Risk advice champion needed

financial advisers insurance industry association of financial advisers AFA

9 November 2005
| By John Wilkinson |

Australia needs a “risk champion” to encourage younger people to enter the risk insurance industry, according to MetLife senior vice-president Joe Jordan.

“As in America, this industry needs young people to join as risk advisers get older and leave,” he said.

“We need to provide a reason for people wanting to sell risk [to enter the industry] and, therefore, we need champions from existing risk advisers to show how they have made a difference.”

Jordan said the champions have to come from within the industry and be supported with initiatives such as scholarships and mentoring.

The decline of risk advice began in the 1980s when life companies began to sell investment products. Jordan said they were seen as more attractive products for advisers to sell and were easier to handle in terms of administration.

“But these products do not make a difference to someone’s lifestyle if things go wrong,” he said.

“Stock markets go up and down and while there are short-term losses, it is different to someone losing a partner and there is no income for the family.”

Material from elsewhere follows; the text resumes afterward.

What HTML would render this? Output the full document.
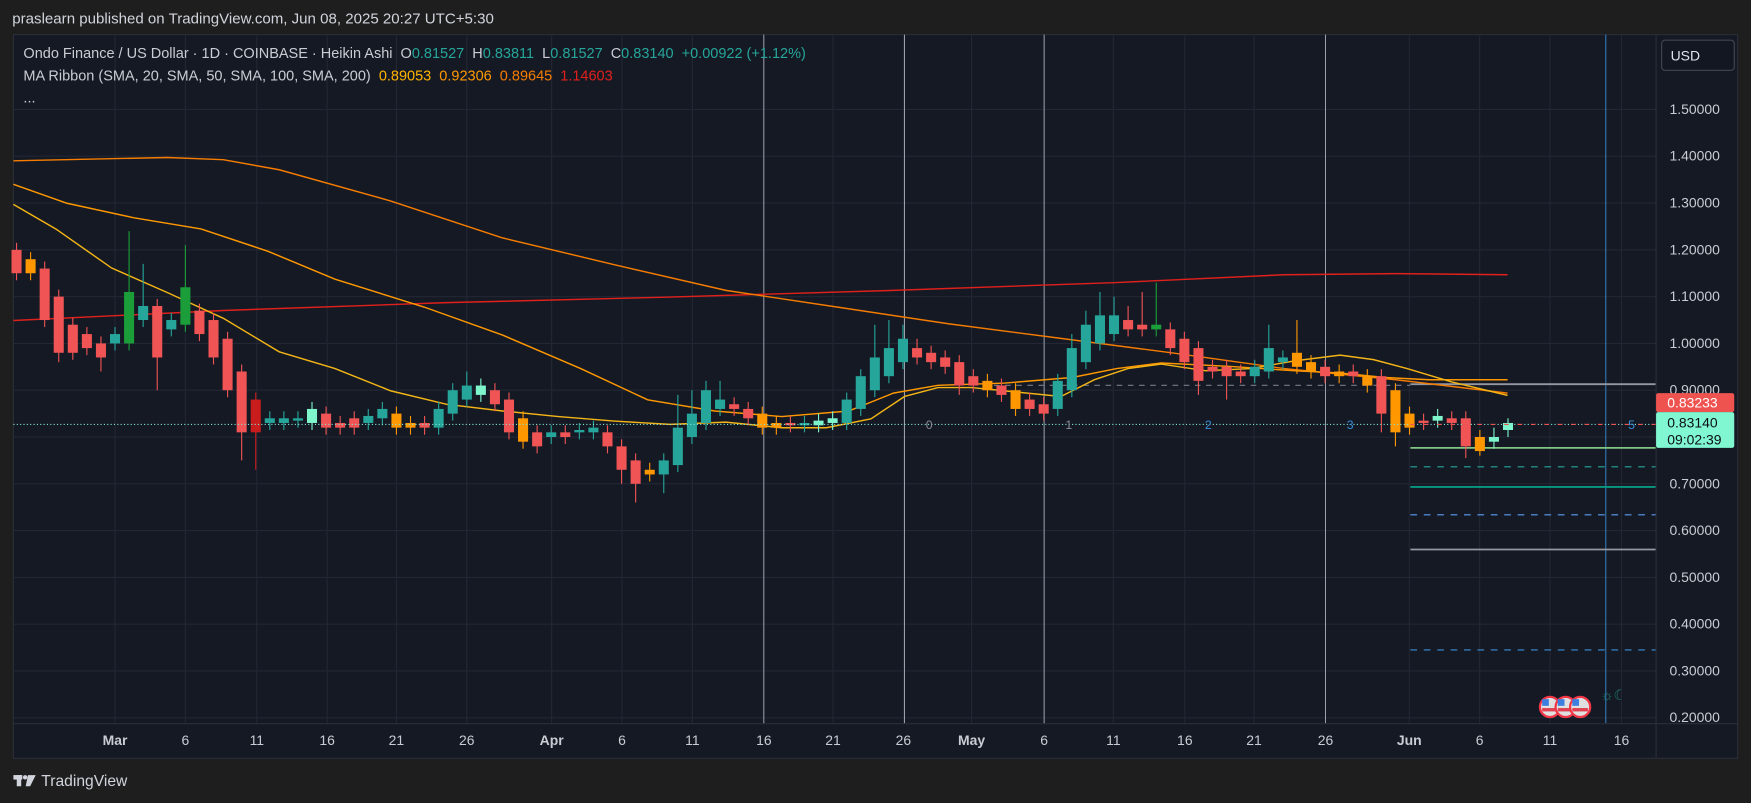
<!DOCTYPE html>
<html><head><meta charset="utf-8"><style>
html,body{margin:0;padding:0;background:#1e1e1e;overflow:hidden}
svg{display:block;font-family:"Liberation Sans",sans-serif}
text{white-space:pre}
</style></head><body>
<svg id="s" width="1751" height="803" viewBox="0 0 1568 719" preserveAspectRatio="none" xmlns="http://www.w3.org/2000/svg" xml:space="preserve">
<rect width="1568" height="719" fill="#1e1e1e"/>
<text x="11" y="21" fill="#d1d4dc" font-size="13.5">praslearn published on TradingView.com, Jun 08, 2025 20:27 UTC+5:30</text>
<rect x="12" y="31" width="1544" height="648" fill="#151924" stroke="#2a2e39"/>
<g id="grid" stroke="#232734" stroke-width="1"></g>
<g id="vl"></g>
<g id="hl"></g>
<g id="ma" fill="none" stroke-width="1.3"></g>
<g id="cd"></g>
<line x1="12" y1="380" x2="1483" y2="380" stroke="#7fe3d2" stroke-dasharray="1 2"/>
<line x1="1263" y1="380" x2="1483" y2="380" stroke="#ef5350" stroke-dasharray="4 8"/>
<g font-size="11" fill="#8a8e99"><text x="829" y="384">0</text><text x="954" y="384">1</text></g>
<g font-size="11" fill="#3a8fd9"><text x="1079" y="384">2</text><text x="1206" y="384">3</text><text x="1458" y="384">5</text></g>
<line x1="1483" y1="31" x2="1483" y2="679" stroke="#2a2e39"/>
<line x1="12" y1="648" x2="1556" y2="648" stroke="#2a2e39"/>
<g id="pl" font-size="12.5" fill="#c9ccd3"></g>
<g id="tl" font-size="12.5" fill="#c9ccd3" text-anchor="middle"></g>
<rect x="1488" y="36" width="65" height="27" rx="3" fill="#131722" stroke="#434651"/>
<text x="1496" y="54" fill="#e0e3eb" font-size="12.5">USD</text>
<rect x="1483" y="352" width="70" height="17" rx="2" fill="#ef5350"/>
<text x="1493" y="365" fill="#fff" font-size="12.5">0.83233</text>
<rect x="1483" y="369" width="70" height="32" rx="2" fill="#80f7d0"/>
<text x="1493" y="383" fill="#0c0e15" font-size="12.5">0.83140</text>
<text x="1493" y="398" fill="#0c0e15" font-size="12.5">09:02:39</text>
<g font-size="13">
<text x="21" y="52" fill="#c9ccd3">Ondo Finance / US Dollar · 1D · COINBASE · Heikin Ashi  O<tspan fill="#26a69a">0.81527</tspan>  H<tspan fill="#26a69a">0.83811</tspan>  L<tspan fill="#26a69a">0.81527</tspan>  C<tspan fill="#26a69a">0.83140  +0.00922 (+1.12%)</tspan></text>
<text x="21" y="72" fill="#c9ccd3">MA Ribbon (SMA, 20, SMA, 50, SMA, 100, SMA, 200)  <tspan fill="#ffb300">0.89053</tspan>  <tspan fill="#ff9800">0.92306</tspan>  <tspan fill="#f57c00">0.89645</tspan>  <tspan fill="#e0201b">1.14603</tspan></text>
<text x="21" y="92" fill="#c9ccd3">...</text>
</g>
<g id="flags"></g>
<text x="1433" y="627" fill="#1f7a6e" font-size="13">☼☾</text>
<g fill="#d1d4dc"><rect x="12" y="694" width="8" height="4"/><rect x="15" y="694" width="4" height="10"/><circle cx="22.5" cy="696" r="2"/><path d="M25 694h7l-5 10h-4z"/></g>
<text x="37" y="704" fill="#d1d4dc" font-size="14">TradingView</text>
</svg>
<script>
var NS="http://www.w3.org/2000/svg";
function Y(p){return 98+(1.5-p)*419}
function X(d){return 103+d*12.6}
function el(g,t,a){var e=document.createElementNS(NS,t);for(var k in a)e.setAttribute(k,a[k]);document.getElementById(g).appendChild(e);return e}
for(var p=0.2;p<1.55;p+=0.1){el("grid","line",{x1:12,x2:1483,y1:Y(p),y2:Y(p)});var t=el("pl","text",{x:1495,y:Y(p)+4});t.textContent=p.toFixed(5);}
var tl=[["Mar",103],["6",166],["11",230],["16",293],["21",355],["26",418],["Apr",494],["6",557],["11",620],["16",684],["21",746],["26",809],["May",870],["6",935],["11",997],["16",1061],["21",1123],["26",1187],["Jun",1262],["6",1325],["11",1388],["16",1452]];
tl.forEach(function(a){el("grid","line",{x1:a[1],x2:a[1],y1:31,y2:648});var t=el("tl","text",{x:a[1],y:667});t.textContent=a[0];if(isNaN(+a[0]))t.setAttribute("font-weight","bold");});
[684,810,935,1187].forEach(function(x){el("vl","line",{x1:x,x2:x,y1:31,y2:648,stroke:"#aab0bd","stroke-width":0.8})});
el("vl","line",{x1:1438,x2:1438,y1:31,y2:648,stroke:"#3a8fd9","stroke-width":0.8});
el("hl","line",{x1:880,x2:1263,y1:345,y2:345,stroke:"#787b86","stroke-dasharray":"5 5"});
[[344,"#9598a1",0],[401,"#81c784",0],[418,"#26a69a",1],[436,"#089981",0],[461,"#5b9cf6",1],[492,"#9598a1",0],[582,"#3a8fd9",1]].forEach(function(h){var a={x1:1263,x2:1483,y1:h[0],y2:h[0],stroke:h[1],"stroke-width":h[2]?1:1.6};if(h[2])a["stroke-dasharray"]="6 6";el("hl","line",a)});
function path(pts,c){el("ma","path",{d:"M"+pts.map(function(p){return p.join(",")}).join("L"),stroke:c})}
path([[12,287],[200,278],[400,271],[600,266],[800,260],[1000,253],[1150,246],[1250,245],[1350,246]],"#e0201b");
path([[12,144],[150,141],[200,143],[250,152],[350,180],[450,213],[550,237],[650,260],[750,275],[850,290],[950,303],[1050,316],[1150,330],[1250,340],[1350,352]],"#f57c00");
path([[12,165],[60,182],[120,195],[180,205],[240,225],[300,250],[380,275],[450,300],[520,330],[580,358],[640,368],[700,373],[760,368],[800,352],[840,345],[900,343],[960,338],[1000,330],[1040,325],[1100,328],[1160,332],[1200,334],[1240,338],[1280,340],[1350,340]],"#ff9800");
path([[12,183],[50,205],[100,240],[150,262],[200,285],[250,315],[300,330],[350,350],[400,362],[450,368],[500,373],[550,377],[600,380],[650,378],[700,383],[740,383],[780,375],[810,355],[840,347],[870,347],[900,350],[950,355],[980,340],[1010,330],[1040,326],[1080,332],[1120,330],[1160,323],[1200,318],[1230,322],[1260,330],[1300,342],[1350,354]],"#f2b416");
var C={r:"#f05454",t:"#26a69a",m:"#7ff5cc",o:"#ff9800",g:"#1b9e3a",d:"#c91c1c"};
var D=[["r",1.20,1.15],["o",1.18,1.15],["r",1.16,1.05],["r",1.10,0.98,0,0.96],["r",1.04,0.98],["r",1.02,0.99],["r",1.00,0.97,0,0.94],
["t",1.00,1.02],["g",1.00,1.11,1.24],["t",1.05,1.08,1.17],["r",1.08,0.97,0,0.90],["t",1.03,1.05],["g",1.04,1.12,1.21],["r",1.07,1.02],["r",1.05,0.97],["r",1.01,0.90],["r",0.94,0.81,0,0.75],["d",0.88,0.81,0,0.73],
["t",0.83,0.84],["t",0.83,0.84],["t",0.835,0.84],["m",0.83,0.86],["r",0.85,0.82],["r",0.83,0.82],["r",0.84,0.82],["t",0.83,0.845],["t",0.84,0.86],["o",0.85,0.82],["o",0.83,0.82],["r",0.83,0.82],["t",0.82,0.86],["t",0.85,0.90],["t",0.88,0.91,0.94],["m",0.89,0.91],["r",0.90,0.87],["r",0.88,0.81],["o",0.84,0.79],["r",0.81,0.78],
["t",0.80,0.81],["r",0.81,0.80],["t",0.81,0.815],["t",0.81,0.82],["r",0.81,0.78],["r",0.78,0.73,0,0.70],["r",0.75,0.70,0,0.66],["o",0.73,0.72],["t",0.72,0.75,0,0.68],["t",0.74,0.82,0.89],["t",0.80,0.85,0.90],["t",0.83,0.90,0.92],["t",0.86,0.88,0.92],["r",0.87,0.86],["r",0.86,0.84],["o",0.85,0.82],["o",0.83,0.82],["r",0.83,0.825],["t",0.825,0.83],["m",0.825,0.835],["m",0.83,0.84],["t",0.83,0.88],["t",0.86,0.93],["t",0.90,0.97,1.04],["t",0.93,0.99,1.05],["t",0.96,1.01,1.04],["r",0.99,0.97,1.01],["r",0.98,0.96],["r",0.97,0.95],["r",0.96,0.91,0,0.89],
["r",0.93,0.91],["o",0.92,0.90],["r",0.91,0.89],["o",0.90,0.86],["r",0.88,0.86],["r",0.87,0.85],["t",0.86,0.92],["t",0.90,0.99,1.02],["t",0.96,1.04,1.07],["t",1.00,1.06,1.11],["t",1.02,1.06,1.10],["r",1.05,1.03,1.08],["r",1.04,1.03,1.11],["g",1.03,1.04,1.13],["r",1.03,0.99],["r",1.01,0.96],["r",0.99,0.92,0,0.89],["r",0.95,0.94],["r",0.95,0.93,0,0.88],["r",0.94,0.93],["t",0.93,0.95],["t",0.94,0.99,1.04],["t",0.96,0.97],["o",0.98,0.95,1.05],["o",0.96,0.94],["r",0.95,0.93],["o",0.94,0.93],["r",0.94,0.93],["o",0.93,0.91],["r",0.93,0.85,0,0.81],["o",0.90,0.81,0,0.78],
["o",0.85,0.82],["r",0.835,0.83],["m",0.835,0.845,0.86],["r",0.84,0.83,0.855],["r",0.84,0.78,0,0.755],["o",0.80,0.77,0,0.76],["m",0.79,0.80,0.82],["m",0.815,0.83,0.84]];
D.forEach(function(c,i){var x=X(i-7),col=C[c[0]],hi=Math.max(c[1],c[2]),lo=Math.min(c[1],c[2]);var h=c[3]||hi+0.015,l=c[4]||lo-0.015;
el("cd","line",{x1:x,x2:x,y1:Y(h),y2:Y(l),stroke:col,"stroke-width":1});
var bh=Math.max(1.5,Y(lo)-Y(hi));el("cd","rect",{x:x-4.5,y:Y(hi),width:9,height:bh,fill:col});});
[1388,1402,1415].forEach(function(x){el("flags","circle",{cx:x,cy:633,r:9,fill:"#e0e0e0",stroke:"#f23645","stroke-width":2});el("flags","rect",{x:x-7,y:634,width:14,height:3,fill:"#e04050"});el("flags","rect",{x:x-7,y:626,width:6,height:6,fill:"#3d7fe0"});});
</script>
</body></html>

Jordan cited his own personal circumstances where his father died nine months after cancelling a $US100,000 life policy as an example. The outcome was a sister who was forced to decline a college scholarship, as the family couldn’t afford their half of the fees. His mother was forced to work in bars in the Bronx after living in Washington.

“Selling risk insurance is a vocation rather than a job,” he said.

Speaking at the Association of Financial Advisers (AFA) conference on the merits of becoming a risk adviser, Jordan was asked whether he was talking to the converted. “We have got to think about the business differently and take positive actions like introducing scholarships, which MetLife plans to do,” he said.

“We have got to find out why people don’t want to get into the risk business.”

But the complexity of paperwork, Statements of Advice and persuading people to buy something they don’t want are challenges.

“It is about advocating the client do something they don’t want to do,” he said.

“The adviser has to get emotionally involved and it is about the intrinsic value the adviser brings not the size of the premium.”

Meanwhile, the AFA has announced the winner of 2005 Zurich/AFA Adviser of the Year Award. This year’s gong, which awards excellence in risk advice, was awarded to Sydney-based managing director of Taggart Nominees, Jim Taggart.